[Front-end source files]
►
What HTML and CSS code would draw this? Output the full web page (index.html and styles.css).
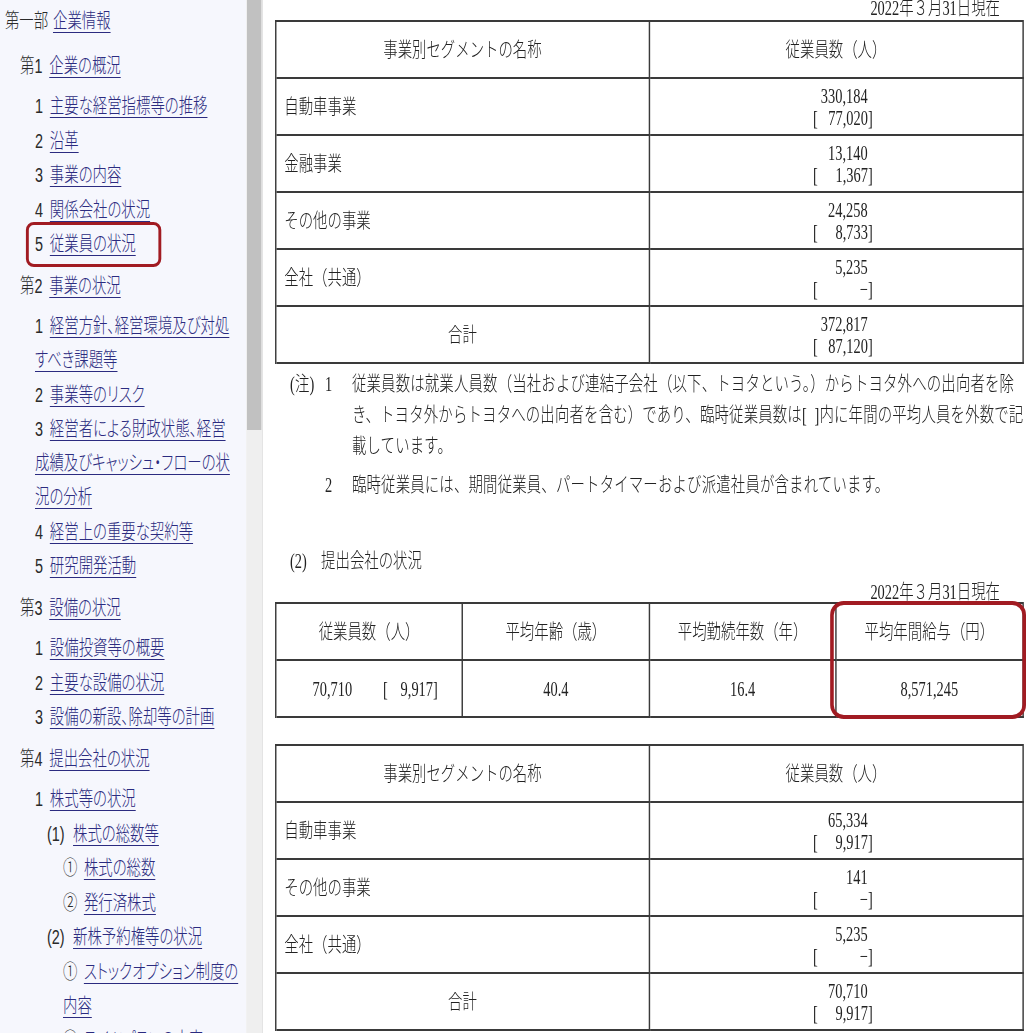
FILE: index.html
```html
<!DOCTYPE html>
<html lang="ja">
<head>
<meta charset="utf-8">
<title>従業員の状況</title>
<link rel="stylesheet" href="styles.css">
</head>
<body>
<div class="frame">
<div class="page">
  <nav class="sidebar">
    <ul class="toc">
      <li class="part"><span class="lbl lbl-part">第一部</span><a href="#">企業情報</a></li>
      <li class="sec sec-first"><span class="lbl">第1</span><a href="#">企業の概況</a></li>
      <li class="item"><span class="lbl">1</span><a href="#">主要な経営指標等の推移</a></li>
      <li class="item"><span class="lbl">2</span><a href="#">沿革</a></li>
      <li class="item"><span class="lbl">3</span><a href="#">事業の内容</a></li>
      <li class="item"><span class="lbl">4</span><a href="#">関係会社の状況</a></li>
      <li class="item current"><span class="lbl">5</span><a href="#">従業員の状況</a></li>
      <li class="sec"><span class="lbl">第2</span><a href="#">事業の状況</a></li>
      <li class="item"><span class="lbl">1</span><a href="#">経営方針、経営環境及び対処<br>すべき課題等</a></li>
      <li class="item"><span class="lbl">2</span><a href="#">事業等のリスク</a></li>
      <li class="item"><span class="lbl">3</span><a href="#">経営者による財政状態、経営<br>成績及びキャッシュ・フローの状<br>況の分析</a></li>
      <li class="item"><span class="lbl">4</span><a href="#">経営上の重要な契約等</a></li>
      <li class="item"><span class="lbl">5</span><a href="#">研究開発活動</a></li>
      <li class="sec"><span class="lbl">第3</span><a href="#">設備の状況</a></li>
      <li class="item"><span class="lbl">1</span><a href="#">設備投資等の概要</a></li>
      <li class="item"><span class="lbl">2</span><a href="#">主要な設備の状況</a></li>
      <li class="item"><span class="lbl">3</span><a href="#">設備の新設、除却等の計画</a></li>
      <li class="sec"><span class="lbl">第4</span><a href="#">提出会社の状況</a></li>
      <li class="item"><span class="lbl">1</span><a href="#">株式等の状況</a></li>
      <li class="sub"><span class="lbl lbl-paren">(1)</span><a href="#">株式の総数等</a></li>
      <li class="subsub"><span class="lbl lbl-circ">①</span><a href="#">株式の総数</a></li>
      <li class="subsub"><span class="lbl lbl-circ">②</span><a href="#">発行済株式</a></li>
      <li class="sub"><span class="lbl lbl-paren">(2)</span><a href="#">新株予約権等の状況</a></li>
      <li class="subsub"><span class="lbl lbl-circ">①</span><a href="#">ストックオプション制度の<br>内容</a></li>
      <li class="subsub"><span class="lbl lbl-circ">②</span><a href="#">ライツプランの内容</a></li>
    </ul>
  </nav>
  <div class="vscroll"><div class="thumb"></div></div>
  <main class="main">
    <p class="asof asof-top">2022年３月31日現在</p>
    <table class="grid t1">
      <tr><th>事業別セグメントの名称</th><th>従業員数（人）</th></tr>
      <tr><td class="name">自動車事業</td><td class="count"><div class="num-block"><div class="n1">330,184</div><div class="n2"><span>[</span><span>77,020]</span></div></div></td></tr>
      <tr><td class="name">金融事業</td><td class="count"><div class="num-block"><div class="n1">13,140</div><div class="n2"><span>[</span><span>1,367]</span></div></div></td></tr>
      <tr><td class="name">その他の事業</td><td class="count"><div class="num-block"><div class="n1">24,258</div><div class="n2"><span>[</span><span>8,733]</span></div></div></td></tr>
      <tr><td class="name">全社（共通）</td><td class="count"><div class="num-block"><div class="n1">5,235</div><div class="n2"><span>[</span><span>−]</span></div></div></td></tr>
      <tr><td class="total">合計</td><td class="count"><div class="num-block"><div class="n1">372,817</div><div class="n2"><span>[</span><span>87,120]</span></div></div></td></tr>
    </table>

    <div class="notes">
      <div class="note">
        <span class="note-lbl">(注)</span><span class="note-num">1</span>
        <p class="note-text">従業員数は就業人員数（当社および連結子会社（以下、トヨタという。）からトヨタ外への出向者を除<br>き、トヨタ外からトヨタへの出向者を含む）であり、臨時従業員数は[&nbsp;&nbsp;]内に年間の平均人員を外数で記<br>載しています。</p>
      </div>
      <div class="note">
        <span class="note-lbl"></span><span class="note-num">2</span>
        <p class="note-text">臨時従業員には、期間従業員、パートタイマーおよび派遣社員が含まれています。</p>
      </div>
    </div>

    <p class="subhead">(2)　提出会社の状況</p>
    <p class="asof asof-mid">2022年３月31日現在</p>
    <div class="t2wrap">
      <table class="grid t2">
        <tr><th>従業員数（人）</th><th>平均年齢（歳）</th><th>平均勤続年数（年）</th><th>平均年間給与（円）</th></tr>
        <tr>
          <td class="emp"><span class="num">70,710</span><span class="gap"></span><span class="num-block short"><span class="n2"><span>[</span><span>9,917]</span></span></span></td>
          <td class="val"><span class="num">40.4</span></td>
          <td class="val"><span class="num">16.4</span></td>
          <td class="val"><span class="num">8,571,245</span></td>
        </tr>
      </table>
    </div>

    <table class="grid t3">
      <tr><th>事業別セグメントの名称</th><th>従業員数（人）</th></tr>
      <tr><td class="name">自動車事業</td><td class="count"><div class="num-block"><div class="n1">65,334</div><div class="n2"><span>[</span><span>9,917]</span></div></div></td></tr>
      <tr><td class="name">その他の事業</td><td class="count"><div class="num-block"><div class="n1">141</div><div class="n2"><span>[</span><span>−]</span></div></div></td></tr>
      <tr><td class="name">全社（共通）</td><td class="count"><div class="num-block"><div class="n1">5,235</div><div class="n2"><span>[</span><span>−]</span></div></div></td></tr>
      <tr><td class="total">合計</td><td class="count"><div class="num-block"><div class="n1">70,710</div><div class="n2"><span>[</span><span>9,917]</span></div></div></td></tr>
    </table>
  </main>
</div>
</div>
</body>
</html>
```

FILE: styles.css
```css
html, body {
  margin: 0;
  padding: 0;
  background: #ffffff;
  overflow: hidden;
}

body {
  width: 1033px;
  height: 1033px;
}

.frame {
  width: 1033px;
  height: 1033px;
  overflow: hidden;
}

/* The whole page is laid out 1/0.72 wider and condensed horizontally,
   reproducing the tall, narrow glyphs of the reference. */
.page {
  display: flex;
  width: 1434.7px;
  min-height: 1033px;
  transform: scaleX(0.72);
  transform-origin: 0 0;
  font-family: "Liberation Serif", "Noto Sans CJK JP", serif;
  font-weight: 300;
  color: #222222;
}

/* ---------- sidebar ---------- */
.sidebar {
  position: relative;
  flex: none;
  width: 341.7px;
  background: #f6f7fd;
  font-family: "Liberation Sans", "Noto Sans CJK JP", sans-serif;
  font-size: 20px;
  font-feature-settings: "palt" 1;
  color: #2a2a2a;
}

.toc {
  list-style: none;
  margin: 0;
  padding: 4px 0 0 0;
}

.toc li {
  line-height: 34px;
  margin-bottom: 0.5px;
  white-space: nowrap;
}

.toc a {
  color: #2b2b80;
  text-decoration: underline;
  text-decoration-thickness: 1px;
  text-underline-offset: 4px;
}

.toc .part { padding-left: 6.9px; }
.toc .sec { padding-left: 27.8px; margin-top: 7.5px; margin-bottom: 6.5px; }
.toc .sec-first { margin-top: 10.5px; }
.toc .item { padding-left: 48.6px; }
.toc .sub { padding-left: 65.3px; }
.toc .subsub { padding-left: 87.5px; }

.lbl { margin-right: 9.5px; }
.lbl-part { margin-right: 6.7px; }
.lbl-paren { margin-right: 11.7px; }
.lbl-circ { margin-right: 9px; }

.current { position: relative; }
.current::after {
  content: "";
  position: absolute;
  left: 36.1px;
  top: -5px;
  width: 187.5px;
  height: 45px;
  box-sizing: border-box;
  border: 3.3px solid #a11b22;
  border-left-width: 4.6px;
  border-right-width: 4.6px;
  border-radius: 11px / 8px;
  pointer-events: none;
}

/* ---------- scrollbar ---------- */
.vscroll {
  flex: none;
  width: 23.6px;
  background: #efefef;
  border-right: 1.4px solid #d4d4d4;
  box-sizing: border-box;
}

.thumb {
  height: 430px;
  margin: 0 1.4px 0 1.4px;
  background: #c1c1c1;
}

/* ---------- main ---------- */
.main {
  flex: 1;
  min-width: 0;
  padding: 0 13.2px 0 16.6px;
  font-size: 20px;
  background: #ffffff;
}

.asof {
  margin: 0;
  text-align: right;
  line-height: 20px;
  padding-right: 32.6px;
}

.asof-top { margin-top: -2px; }
.asof-mid { margin-top: 5.5px; }

.grid {
  width: 100%;
  table-layout: fixed;
  border-collapse: separate;
  border-spacing: 0;
  border-top: 2px solid #3a3a3a;
  border-left: 2.8px solid #3a3a3a;
}

.grid tr { height: 57px; }

.grid th,
.grid td {
  padding: 0;
  border-right: 2.8px solid #3a3a3a;
  border-bottom: 2px solid #3a3a3a;
  font-weight: 300;
  vertical-align: middle;
  text-align: center;
  line-height: 24px;
}

.t1 { margin-top: 2px; }
.t3 { margin-top: 26px; }

.grid td.name {
  text-align: left;
  padding-left: 11px;
}

.grid td.count {
  padding-left: 19px;
}

.num-block {
  display: inline-block;
  width: 83px;
  font-size: 20px;
  letter-spacing: 0;
  line-height: 22px;
  text-align: right;
  vertical-align: middle;
}

.num-block .n1 { padding-right: 7px; }

.num-block .n2 {
  display: flex;
  justify-content: space-between;
}

.num-block.short {
  width: 76px;
  vertical-align: baseline;
}

.num {
  font-size: 20px;
}

.grid td.emp { padding-left: 17px; }

.gap {
  display: inline-block;
  width: 43px;
}

/* ---------- notes ---------- */
.notes {
  margin-top: 4.5px;
  padding-left: 20.8px;
  line-height: 31px;
  letter-spacing: 0.24px;
}

.note {
  display: grid;
  grid-template-columns: 48.6px 37.5px 1fr;
}

.note + .note { margin-top: 8px; }

.note-text {
  margin: 0;
  white-space: nowrap;
}

.subhead {
  margin: 45px 0 0 0;
  padding-left: 20.8px;
  line-height: 31px;
}

/* ---------- highlighted column ---------- */
.t2wrap { position: relative; }

.t2wrap::after {
  content: "";
  position: absolute;
  left: 770.8px;
  top: -1px;
  width: 272.2px;
  height: 118px;
  box-sizing: border-box;
  border: 4px solid #a11b22;
  border-left-width: 5.6px;
  border-right-width: 5.6px;
  border-radius: 19px / 14px;
  pointer-events: none;
}
```
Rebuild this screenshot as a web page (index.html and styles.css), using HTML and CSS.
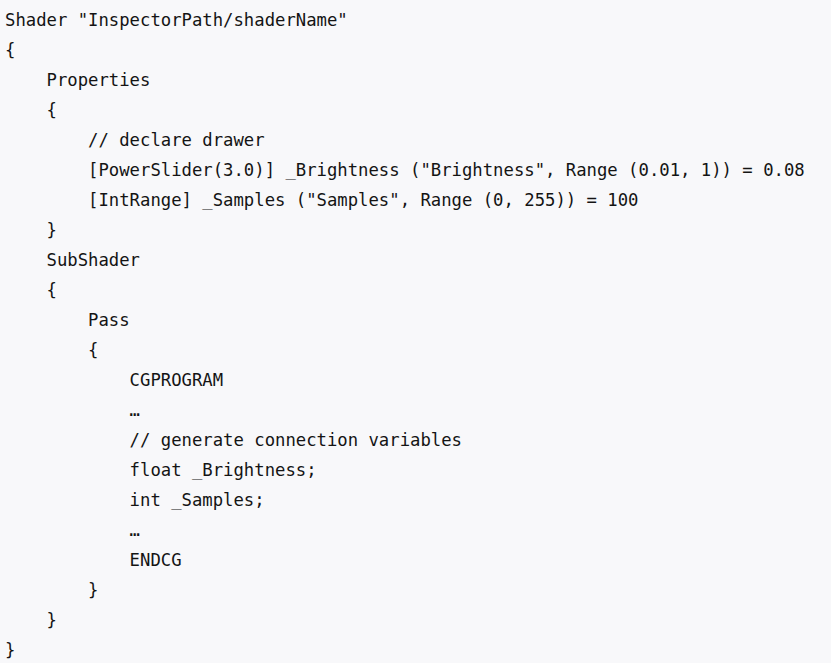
FILE: index.html
```html
<!DOCTYPE html>
<html>
<head>
<meta charset="utf-8">
<link rel="stylesheet" href="styles.css">
</head>
<body>
<pre class="code">Shader "InspectorPath/shaderName"
{
    Properties
    {
        // declare drawer
        [PowerSlider(3.0)] _Brightness ("Brightness", Range (0.01, 1)) = 0.08
        [IntRange] _Samples ("Samples", Range (0, 255)) = 100
    }
    SubShader
    {
        Pass
        {
            CGPROGRAM
            …
            // generate connection variables
            float _Brightness;
            int _Samples;
            …
            ENDCG
        }
    }
}</pre>
</body>
</html>
```
FILE: styles.css
```css
html, body {
  margin: 0;
  padding: 0;
  background: #f8f8fa;
}
.code {
  margin: 0;
  padding: 5px 0 0 5px;
  font-family: "DejaVu Sans Mono", monospace;
  font-size: 17.25px;
  line-height: 30px;
  color: #141414;
  height: 663px;
  box-sizing: border-box;
}
```
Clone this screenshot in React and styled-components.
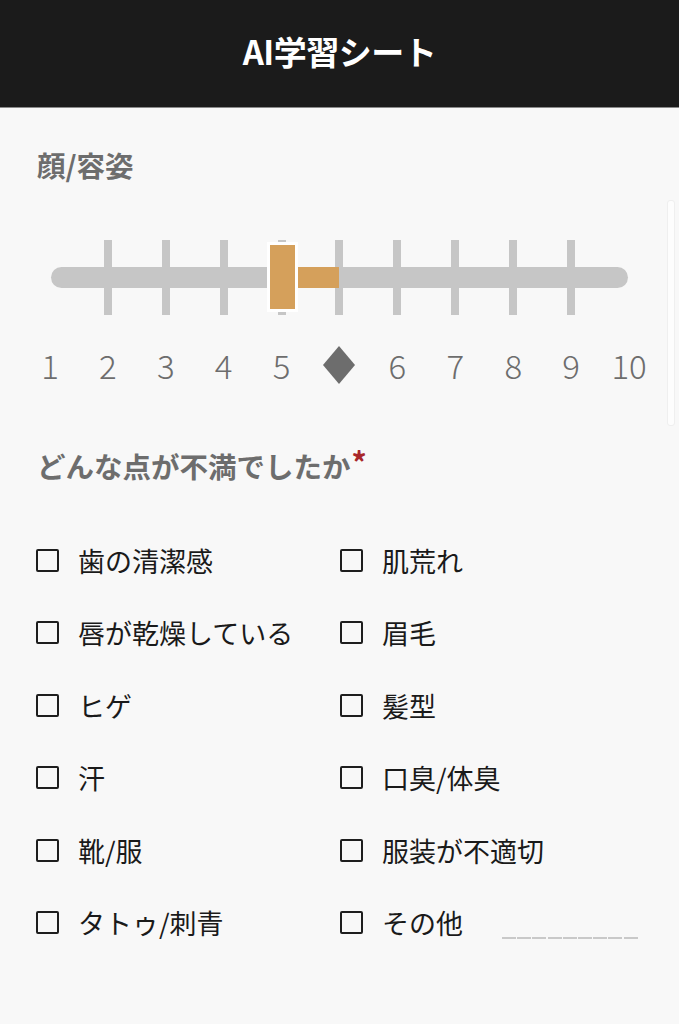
import React from "react";
import styled, { createGlobalStyle } from "styled-components";

const GlobalStyle = createGlobalStyle`
  html, body {
    margin: 0;
    padding: 0;
    background: #f8f8f8;
  }
  body {
    font-family: "Noto Sans CJK JP", "Noto Sans", sans-serif;
  }
`;

const Page = styled.div`
  width: 679px;
  min-height: 1024px;
  background: #f8f8f8;
`;

const Header = styled.header`
  box-sizing: border-box;
  height: 108px;
  padding-bottom: 6px;
  background: #1b1b1b;
  border-bottom: 1px solid #8a8a8a;
  display: flex;
  align-items: center;
  justify-content: center;
`;

const Title = styled.h1`
  margin: 0;
  color: #fff;
  font-size: 33px;
  font-weight: 700;
  letter-spacing: -0.5px;
`;

const Section = styled.section`
  position: relative;
  padding: ${(p) => p.pad || "0"};
`;

const Label = styled.h2`
  margin: 0;
  font-size: 28.5px;
  line-height: 36px;
  font-weight: 700;
  color: #6d6d6d;
  padding-left: 37px;
`;

const Required = styled.span`
  color: #a8282a;
  font-size: 30px;
  line-height: 0;
  vertical-align: 4px;
  margin-left: 1px;
`;

const SliderWrap = styled.div`
  position: relative;
  box-sizing: border-box;
  width: 637px;
  height: 75px;
  padding-top: 27px;
  margin: 57px 0 0 21px;
`;

const Track = styled.div`
  height: 21px;
  margin: 0 30px;
  border-radius: 11px;
  background: #c6c6c6;
`;

const Grid11 = styled.div`
  display: grid;
  grid-template-columns: repeat(11, 1fr);
  width: 637px;
`;

const TickRow = styled(Grid11)`
  position: absolute;
  inset: 0;
`;

const TickCell = styled.div`
  display: flex;
  justify-content: center;
`;

const Tick = styled.div`
  width: 8px;
  height: 75px;
  background: #c6c6c6;
`;

const Fill = styled.div`
  position: absolute;
  top: 27px;
  left: 274px;
  width: 44px;
  height: 21px;
  background: #d5a05b;
`;

const Thumb = styled.div`
  position: absolute;
  top: 2px;
  left: 246px;
  width: 25px;
  height: 64px;
  background: #d5a05b;
  border: 3px solid #fff;
`;

const Numbers = styled(Grid11)`
  margin: 28px 0 0 21px;
  height: 44px;
`;

const Num = styled.div`
  display: flex;
  align-items: center;
  justify-content: center;
  font-size: 33px;
  line-height: 44px;
  font-weight: 300;
  color: #6d6d6d;
`;

const ScrollHint = styled.div`
  position: absolute;
  top: 92px;
  right: 4px;
  width: 6px;
  height: 224px;
  background: #fdfdfd;
  border: 1px solid #efefef;
  border-radius: 3px;
`;

const Options = styled.div`
  display: grid;
  grid-template-columns: 304px 1fr;
  grid-auto-rows: 40px;
  row-gap: 32.6px;
  padding-left: 36px;
  margin-top: 56px;
`;

const Option = styled.label`
  display: flex;
  align-items: center;
  font-size: 27px;
  color: #1a1a1a;
  white-space: nowrap;
`;

const Box = styled.span`
  box-sizing: border-box;
  width: 23px;
  height: 23px;
  border: 2px solid #1e1e1e;
  border-radius: 2px;
  margin-right: 19px;
  flex-shrink: 0;
`;

const Blank = styled.span`
  width: 136px;
  height: 2px;
  margin: 30px 0 0 39px;
  background: repeating-linear-gradient(
    90deg,
    #c9c9c9 0 14px,
    transparent 14px 15.2px
  );
`;

const Diamond = () => (
  <svg width="32" height="38" viewBox="0 0 32 38">
    <polygon points="16,0 32,19 16,38 0,19" fill="#6d6d6d" />
  </svg>
);

const options = [
  "歯の清潔感",
  "肌荒れ",
  "唇が乾燥している",
  "眉毛",
  "ヒゲ",
  "髪型",
  "汗",
  "口臭/体臭",
  "靴/服",
  "服装が不適切",
  "タトゥ/刺青",
  "その他",
];

const labels = ["1", "2", "3", "4", "5", null, "6", "7", "8", "9", "10"];

export default function App() {
  return (
    <Page>
      <GlobalStyle />
      <Header>
        <Title>AI学習シート</Title>
      </Header>

      <Section pad="39px 0 0">
        <Label>顔/容姿</Label>
        <ScrollHint />
        <SliderWrap>
          <Track />
          <TickRow>
            {labels.map((_, i) => (
              <TickCell key={i}>{i > 0 && i < 10 && <Tick />}</TickCell>
            ))}
          </TickRow>
          <Fill />
          <Thumb />
        </SliderWrap>
        <Numbers>
          {labels.map((n, i) => (
            <Num key={i}>{n === null ? <Diamond /> : n}</Num>
          ))}
        </Numbers>
      </Section>

      <Section pad="61px 0 0">
        <Label>
          どんな点が不満でしたか<Required>*</Required>
        </Label>
        <Options>
          {options.map((o) => (
            <Option key={o}>
              <Box />
              {o}
              {o === "その他" && <Blank />}
            </Option>
          ))}
        </Options>
      </Section>
    </Page>
  );
}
◄
Count each line with "index" in it and report that figure by itself.

4